As a bonus if you hate yourself you can read the NFO Empress put out with it too

HERE cw: homophobia, transphobia and look just most of them. Confirms herself as a terf so :stfu-terf: to her.

  • very_poggers_gay [they/them]
    ·
    edit-2
    2 years ago

    Really interesting thoughts!

    My point being not that these things don't exist. Instead, I'm thinking about how our everyday understanding, and the definitions most people agree upon (or the words we use to communicate ideas), are more often defined by our shared subjective experiences. In other words, the usefulness of so-called 'objective' truths is often less than the socially-constructed truths, which are influenced by time, place, and other contextual factors.

    Like heat: Scientists and many people have a deep and 'scientific' (by Western standards) understanding of thermal energy, thermal conductance, etc., but in most situations people encounter, I would argue that "hot" or "cold" is more practically defined by the subjective experience. For example, scientists can agree what a 10C air temperature means, but whether that is "hot" or "cold" will vary depending on who you ask and when. 10C on a summer morning could feel bone chillingly cold to many people, but that first 10C afternoon in Spring can feel like a warm hug. I guess this is the 'defining' vs. 'explaining' thing you mentioned? If I think about how this applies to TERFy types or transphobes, I guess they're the equivalent of someone getting hung up fixating on a rough understanding of Joules or Kelvin or some bullshit that does correspond to the air temperature outside, but says very little about what the actual experience of being outside is like?
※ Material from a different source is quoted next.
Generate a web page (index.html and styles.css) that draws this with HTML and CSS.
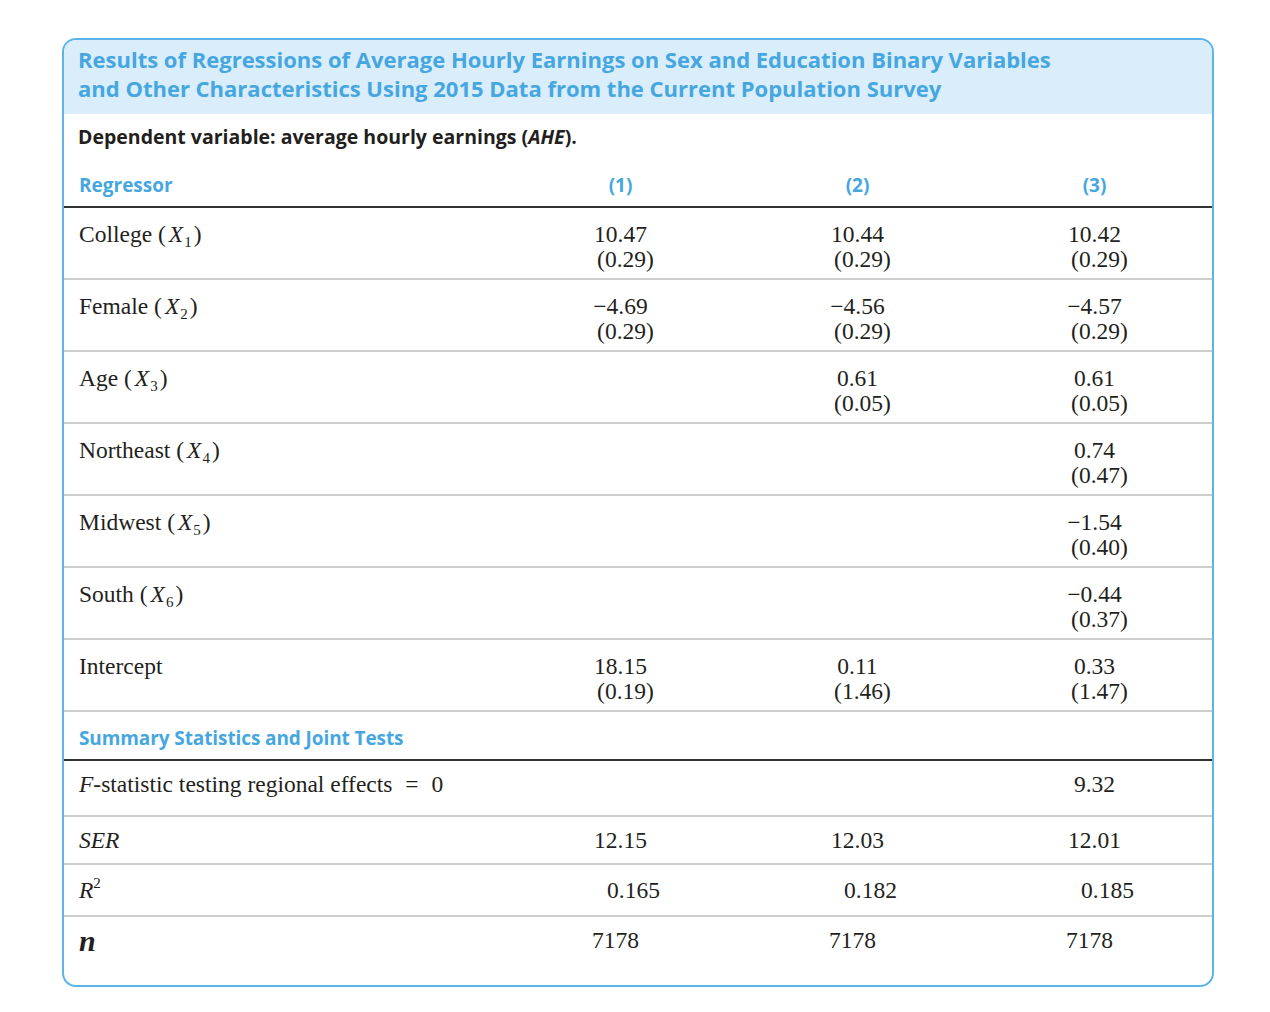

    Night and day are both diametrically opposed, and one could not exist without the other – day exists because the Earth revolves around the sun, and so there could not be life on Earth if there was no daytime or nighttime, our solar system would have to be arranged in such a way that makes no physical sense.

    This one's interesting. It got me thinking about those communities who live too far north or too far south to experience a "night" or "day" for months at a time. Some of these towns go 100 days in a row before the sun dips below the horizon, or before it rises above the horizon. I'm not sure really what it means here in the discussion, it's just a thought that lit up my ADHD brain, lol.